Why better marketing tracking leads to smarter growth

Your marketing may be busy.

But can you clearly see what is actually working?

A business can have ads running, blogs going live, emails being sent, social posts being published and traffic arriving on the website every week.

On the surface, that feels like momentum.

But when the results are not clear, the questions start to build. Which channel is bringing in the best leads? Which campaign is wasting budget? Which pages are helping people take the next step? Which enquiries are actually worth following up?

This is where marketing tracking becomes more than a reporting task.

Good tracking helps businesses make better decisions. Poor tracking creates guesswork, and guesswork gets expensive when you are investing in paid media, SEO, content, social, email or website improvements.

Better marketing tracking gives you a clearer view of how people find you, what they do next and where your digital activity is helping or holding back growth.

Poor tracking turns marketing into educated guessing

Most businesses do not set out to make poor marketing decisions.

They make decisions with the information they have. The problem is that the information is often incomplete, messy or focused on the wrong things.

A campaign may show a healthy number of clicks, but those clicks may not be turning into qualified enquiries. A blog may bring traffic to the website, but visitors may leave before taking action. A paid campaign may report conversions, but the business may later discover that many of those leads are low quality.

This is where reporting can become misleading.

If tracking only shows surface-level activity, it can make underperforming campaigns look better than they are. It can also cause businesses to cut activity that is working, simply because the value is not being captured properly.

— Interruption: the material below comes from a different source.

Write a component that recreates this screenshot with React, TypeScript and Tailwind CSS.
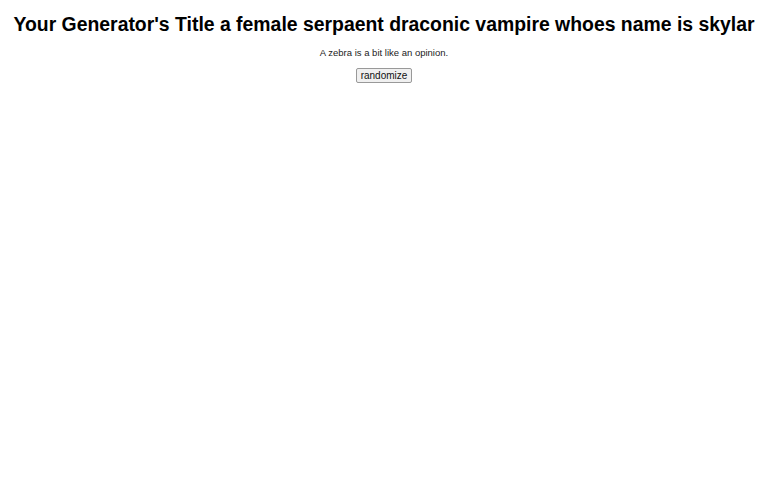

Marketing tracking should help answer practical questions, such as:

Which channels are attracting the right audience?

Which campaigns are creating meaningful actions?

Which website pages are helping users move forward?

Where are people dropping off?

Which enquiries are turning into real opportunities?

Which budget decisions are supported by data?

Without those answers, marketing becomes reactive. Decisions are based on instinct, pressure or whichever number looks strongest in the report.

Not every conversion has the same value

One of the most common tracking mistakes is treating every conversion as equal.

A form submission, phone call, newsletter sign-up, brochure download, product enquiry and completed purchase all tell you something different about user intent.

Some actions are early signs of interest. Others are stronger buying signals.

If all of them are grouped together without context, marketing performance becomes harder to understand. A campaign that drives many soft conversions may look stronger than a campaign that drives fewer but better-quality enquiries.

Google Analytics 4 is built around events, and Google’s Analytics guidance explains that events can measure specific interactions on a website or app, from page views to link clicks and completed purchases. Google also notes that key events can be used to create Google Ads conversions, helping businesses measure important actions more consistently across Google Ads and Analytics.

For businesses, the strategic point is simple.

You need to know which actions matter most.

A B2B company may value a qualified demo request more than a general contact form. An e-commerce business may care about purchases, average order value, repeat customers and abandoned checkout behaviour. A service business may want to track phone calls, quote requests and location-based enquiries.

Better marketing tracking helps separate interest from intent.

That makes reporting more useful and budget decisions more commercially grounded.

Better tracking connects marketing activity to business outcomes

Marketing activity often happens across separate channels.

SEO may bring people in through blog content. Google Ads may capture high-intent search demand. Social media may build awareness and trust. Email may bring existing customers back. A website may turn all of that interest into enquiries or sales.

The customer does not experience those channels separately.

They move between them.

Someone might see a social post, search for the brand later, read a blog, compare services and only contact the business days or weeks afterwards. If your tracking is too narrow, that journey can be missed or oversimplified.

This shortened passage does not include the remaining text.